Tuesday, March 09, 2010

The First Part of Coven Is ...

Apparently March 1st was the start of spring. Who knew? Clearly not the actual weather, which I at least believe should have some say in the matter.

I had thought that winter ended on the vernal equinox (around March 20th here in the northeastern United States.) There is however more than one way to define the seasons. My rule of thumb was based on an astronomical definition. But it is not the only result that you can get when you use the stars to determine the seasons.

The vernal equinox is determined by the angle of the sun and the amount of solar radiation reaching a given area (a.k.a. insolation). But daytime temperatures lag behind insolation by several weeks because the earth and sea, like most of us on a cold winter morning, have what is called thermal latency, and just take a long time to warm up.

Signs of spring -- crocuses popping out of the earth, woodpeckers drumming on the neighborhood trees, clamorous goose migrations, Major League Baseball training camps, "Important Tax Information" in the mail - normally show up before 3/20. This is probably why users of the Celtic and East Asian calendars (all of whom are huge baseball fans) consider the vernal equinox to be the midpoint of spring, not the beginning.

Half of my lineage is Celtic. There is probably even a dyad or two of druids in my family tree. But I had no idea that a Celtic calendar even existed - other than the Boston one of course. It does.

Or did anyway. Lots of them.



It is a solar/lunar almanac that begins each of its twelve months on the same phase of the moon, and is used by some Neo-pagan Wiccan cults to schedule their rites -- some of which relate to the coming of spring.

But now my wife Mars tells me that the TV weather prognosticators no longer will have nothing to do with this stargazing stuff.
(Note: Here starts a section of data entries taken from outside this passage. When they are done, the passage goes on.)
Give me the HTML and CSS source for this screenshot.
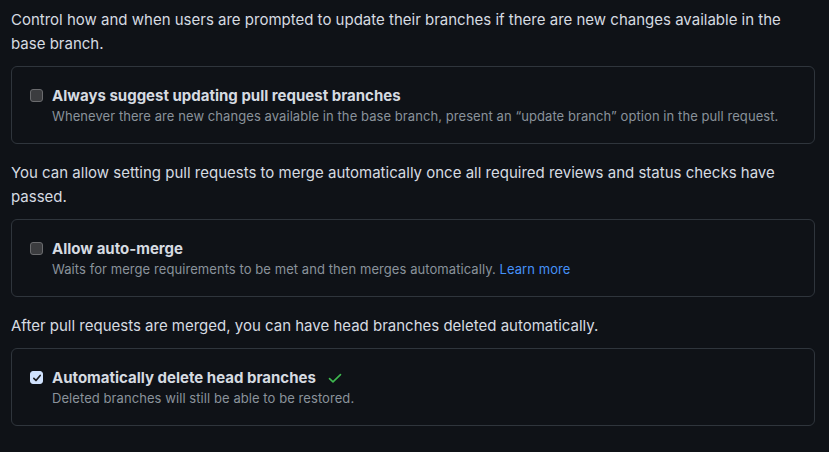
FILE: index.html
```html
<!DOCTYPE html>
<html lang="en">
<head>
<meta charset="utf-8">
<title>Pull request settings</title>
<link rel="stylesheet" href="styles.css">
</head>
<body>
<main class="settings">
  <p class="intro">Control how and when users are prompted to update their branches if there are new changes available in the base branch.</p>
  <div class="box">
    <div class="option">
      <span class="cb"></span>
      <div class="text">
        <div class="title">Always suggest updating pull request branches</div>
        <div class="desc">Whenever there are new changes available in the base branch, present an “update branch” option in the pull request.</div>
      </div>
    </div>
  </div>

  <p class="intro">You can allow setting pull requests to merge automatically once all required reviews and status checks have passed.</p>
  <div class="box">
    <div class="option">
      <span class="cb"></span>
      <div class="text">
        <div class="title">Allow auto-merge</div>
        <div class="desc">Waits for merge requirements to be met and then merges automatically. <a class="link" href="#">Learn more</a></div>
      </div>
    </div>
  </div>

  <p class="intro">After pull requests are merged, you can have head branches deleted automatically.</p>
  <div class="box">
    <div class="option">
      <span class="cb checked">
        <svg viewBox="0 0 12 12" width="10" height="10"><path d="M2.2 6.4 L4.8 9 L9.8 3" fill="none" stroke="#1c1c1e" stroke-width="2" stroke-linecap="round" stroke-linejoin="round"/></svg>
      </span>
      <div class="text">
        <div class="title">Automatically delete head branches
          <svg class="ok" viewBox="0 0 16 16" width="16" height="16"><path d="M2.5 8.6 L6 11.8 L13.5 4.6" fill="none" stroke="#3fb950" stroke-width="1.6" stroke-linecap="round" stroke-linejoin="round"/></svg>
        </div>
        <div class="desc">Deleted branches will still be able to be restored.</div>
      </div>
    </div>
  </div>
</main>
</body>
</html>
```

FILE: styles.css
```css
* { box-sizing: border-box; }
html, body {
  margin: 0;
  background: #0f1217;
}
body {
  font-family: "Inter", "Liberation Sans", sans-serif;
  color: #d6dbe1;
}
.settings {
  padding: 8px 11px 0 11px;
  width: 826px;
}
.intro {
  margin: 0 0 10px 0;
  font-size: 15px;
  line-height: 24px;
  color: #d6dbe1;
}
.box {
  border: 1px solid #2f353c;
  border-radius: 6px;
  padding: 18px 18px 17px 18px;
  margin-bottom: 17px;
}
.option {
  display: flex;
  gap: 9px;
}
.cb {
  flex: none;
  width: 13px;
  height: 13px;
  margin-top: 4px;
  border-radius: 3px;
  background: #3b3c3f;
  border: 1px solid #6a6b6e;
  display: flex;
  align-items: center;
  justify-content: center;
}
.cb.checked {
  background: #d0e2fd;
  border-color: #d0e2fd;
}
.title {
  font-size: 15px;
  line-height: 22px;
  font-weight: 700;
  color: #d6dbe1;
  display: flex;
  align-items: center;
  gap: 11px;
}
.desc {
  font-size: 13px;
  line-height: 19px;
  letter-spacing: 0.07px;
  color: #8a929b;
}
.link {
  color: #4591f7;
  text-decoration: none;
}
.ok { flex: none; }
```
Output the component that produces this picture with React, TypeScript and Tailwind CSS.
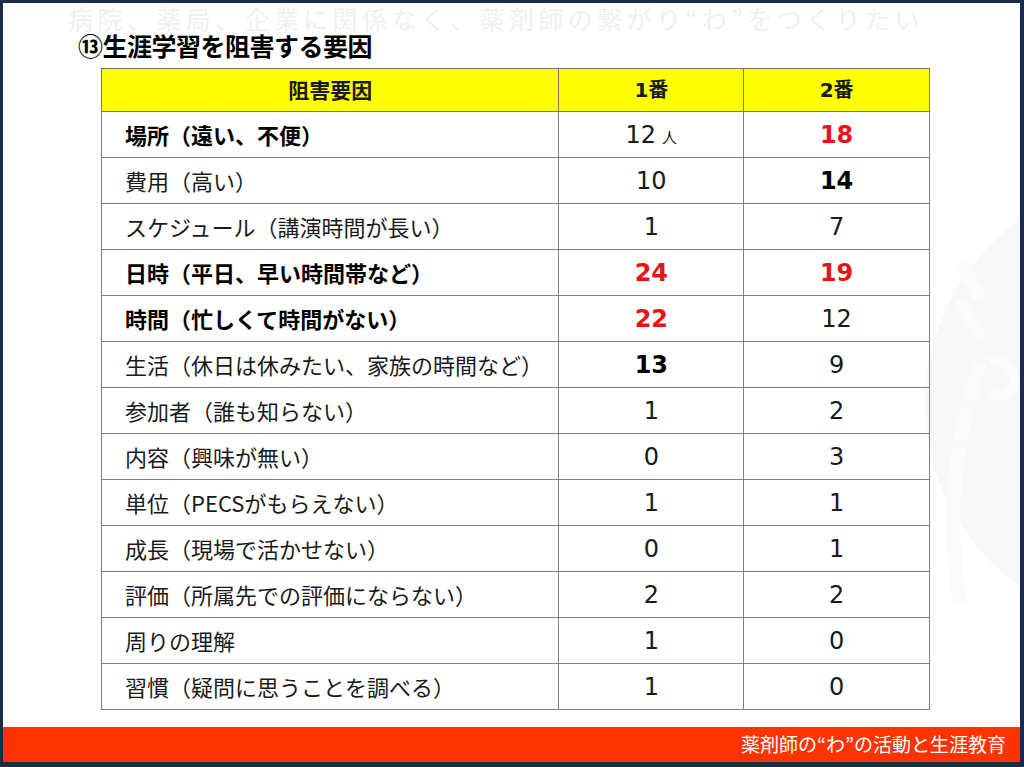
import type { ReactNode } from "react";

type Row = {
  label: string;
  bold?: boolean;
  first: ReactNode;
  second: ReactNode;
};

const jp = "font-['Noto_Sans_CJK_JP',sans-serif]";
const num = "font-['DejaVu_Sans','Noto_Sans_CJK_JP',sans-serif]";

function Red({ children }: { children: ReactNode }) {
  return <span className="font-bold text-[#e81416]">{children}</span>;
}

function Strong({ children }: { children: ReactNode }) {
  return <span className="font-bold text-black">{children}</span>;
}

const rows: Row[] = [
  {
    label: "場所（遠い、不便）",
    bold: true,
    first: (
      <span>
        12<span className={`ml-[6px] text-[15px] ${jp}`}>人</span>
      </span>
    ),
    second: <Red>18</Red>,
  },
  { label: "費用（高い）", first: "10", second: <Strong>14</Strong> },
  { label: "スケジュール（講演時間が長い）", first: "1", second: "7" },
  { label: "日時（平日、早い時間帯など）", bold: true, first: <Red>24</Red>, second: <Red>19</Red> },
  { label: "時間（忙しくて時間がない）", bold: true, first: <Red>22</Red>, second: "12" },
  { label: "生活（休日は休みたい、家族の時間など）", first: <Strong>13</Strong>, second: "9" },
  { label: "参加者（誰も知らない）", first: "1", second: "2" },
  { label: "内容（興味が無い）", first: "0", second: "3" },
  { label: "単位（PECSがもらえない）", first: "1", second: "1" },
  { label: "成長（現場で活かせない）", first: "0", second: "1" },
  { label: "評価（所属先での評価にならない）", first: "2", second: "2" },
  { label: "周りの理解", first: "1", second: "0" },
  { label: "習慣（疑問に思うことを調べる）", first: "1", second: "0" },
];

// faint logo behind the right edge of the slide
function Watermark() {
  return (
    <svg
      className="pointer-events-none absolute right-0 top-[180px]"
      width="100"
      height="440"
      viewBox="0 0 100 440"
    >
      <circle cx="230" cy="220" r="225" fill="#f8f8f8" />
      <path d="M40 420 Q 20 300 60 180" stroke="#fbfbfb" strokeWidth="14" fill="none" />
      <rect x="30" y="90" width="40" height="14" rx="3" fill="#fcfcfc" transform="rotate(60 50 97)" />
      <rect x="28" y="130" width="46" height="12" rx="3" fill="#fcfcfc" transform="rotate(60 50 136)" />
      <path d="M70 180 q 20 -10 25 20 q -10 20 -25 10" stroke="#fcfcfc" strokeWidth="10" fill="none" />
    </svg>
  );
}

export default function App() {
  return (
    <div className="h-[767px] w-[1024px] bg-[#1c2b4a] pb-[5px] pl-[3px] pr-[4px] pt-[3px]">
      <div className={`relative flex h-full flex-col overflow-hidden bg-white ${jp}`}>
        <Watermark />
        <div className="relative h-[30px] whitespace-nowrap pl-[65px] text-[25px] leading-[30px] tracking-[4.4px] text-[#f0f0f0]">
          病院、薬局、企業に関係なく、薬剤師の繋がり“わ”をつくりたい
        </div>
        <h1 className="relative h-[24px] pl-[75px] text-[25px] font-bold leading-[24px] tracking-[-0.5px] text-black">
          ⑬生涯学習を阻害する要因
        </h1>
        <table className="relative ml-[98px] mt-[11px] w-[829px] border-collapse text-[#1a1a1a]">
          <colgroup>
            <col className="w-[458px]" />
            <col className="w-[185px]" />
            <col className="w-[186px]" />
          </colgroup>
          <thead>
            <tr className="h-[43px] bg-[#ffff00] font-bold">
              <th className="border border-[#7a7a5a] text-center text-[21px]">阻害要因</th>
              <th className={`border border-[#7a7a5a] text-center text-[20px] ${num}`}>1番</th>
              <th className={`border border-[#7a7a5a] text-center text-[20px] ${num}`}>2番</th>
            </tr>
          </thead>
          <tbody>
            {rows.map((r) => (
              <tr key={r.label} className="h-[46px]">
                <td
                  className={`border border-[#7f7f7f] pl-[23px] text-[22px] ${
                    r.bold ? "font-bold text-black" : ""
                  }`}
                >
                  {r.label}
                </td>
                <td className={`border border-[#7f7f7f] text-center text-[24px] ${num}`}>
                  {r.first}
                </td>
                <td className={`border border-[#7f7f7f] text-center text-[24px] ${num}`}>
                  {r.second}
                </td>
              </tr>
            ))}
          </tbody>
        </table>
        <div className="relative mt-auto flex h-[35px] items-center justify-end bg-[#ff3300] pr-[14px] text-[19px] text-white">
          薬剤師の“わ”の活動と生涯教育
        </div>
      </div>
    </div>
  );
}
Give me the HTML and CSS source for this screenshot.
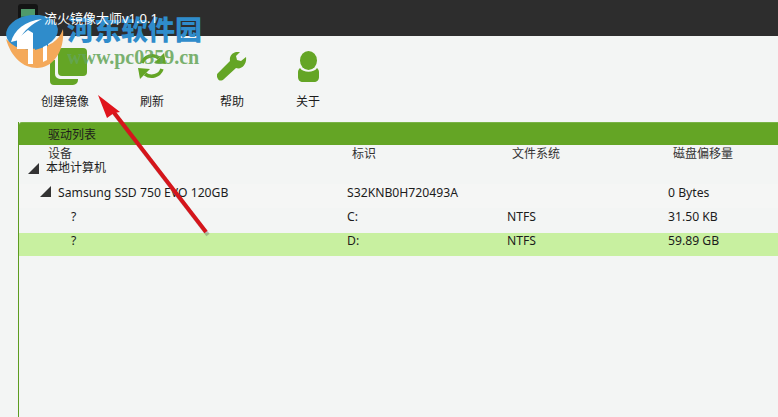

Raised to believe in Doppler radar rather than the heavenly theories of Nicholas Copernicus, they want hard data -- or at least computer models expressed in bright, day-glo colors. So they base their view of the four seasons on the average monthly temperatures.

Just like in the astronomical world there are four meteorological seasons, each one three months in length. The three warmest continuous ones are summer. The coldest trio is winter. Spring and fall fill in the gaps.

As a result, the seasons can start on different dates in different places. In the northeast it has been decided that meteorological spring starts on the first of March and concludes at the end of May.

Personally I find this all pretty confusing. And being a gardener I want to be able to accurately plan winter's end and the onset of my favorite season. Otherwise how do I know when to get my false hopes up?

Fortunately I live in Wethersfield, Connecticut on the banks of our state's eponymous river and home to our town's eponymous cove. And it is the condition of that small, sheltered bay that I use as my official arbiter of the seasons.



The cove is a popular launching and mooring spot for small recreational boats. In the summer scores of fishing boats, bowriders, and runabouts bob placidly on the barely perceptible waves, while dinghies and kayaks paddle among them.

In winter the water freezes deeply enough to have supported an ice harvesting industry earlier in the town's history. Today the cold, hard surface holds up small bands of ice fisherman, whose hunched bodies sit on upturned milk crates waiting for some unseen underwater action.

Around this time of the year the cove becomes part water and part thin ice. The percentages of each vary from day to day as the nighttime and daylight temperatures bob below and above freezing. Ultimately the remaining ice melts, the water wins, and the cove rises.

More water from more thawing up north runs downstream and overflows the banks of the cove. It wanders across the boat launch, up onto the entry road, and sometimes beyond -- shutting down several neighborhoods. On rare occasions some of the waterfront house are partially submerged.

Eventually the flooding subsides and access to the cove is restored.

Then it is time for The High Priestess Mars-ita to garb herself in her diaphanous, ceremonial Ostara dress and lead her adoring acolyte to Cove Park, where we will surreptitiously start a bonfire, sing the Pentagram Chant, light some sage to remove the negative energy, and officially declare that the real spring is really here.

And if the stars are aligned we should be back home in time to catch the Celtics on ESPN.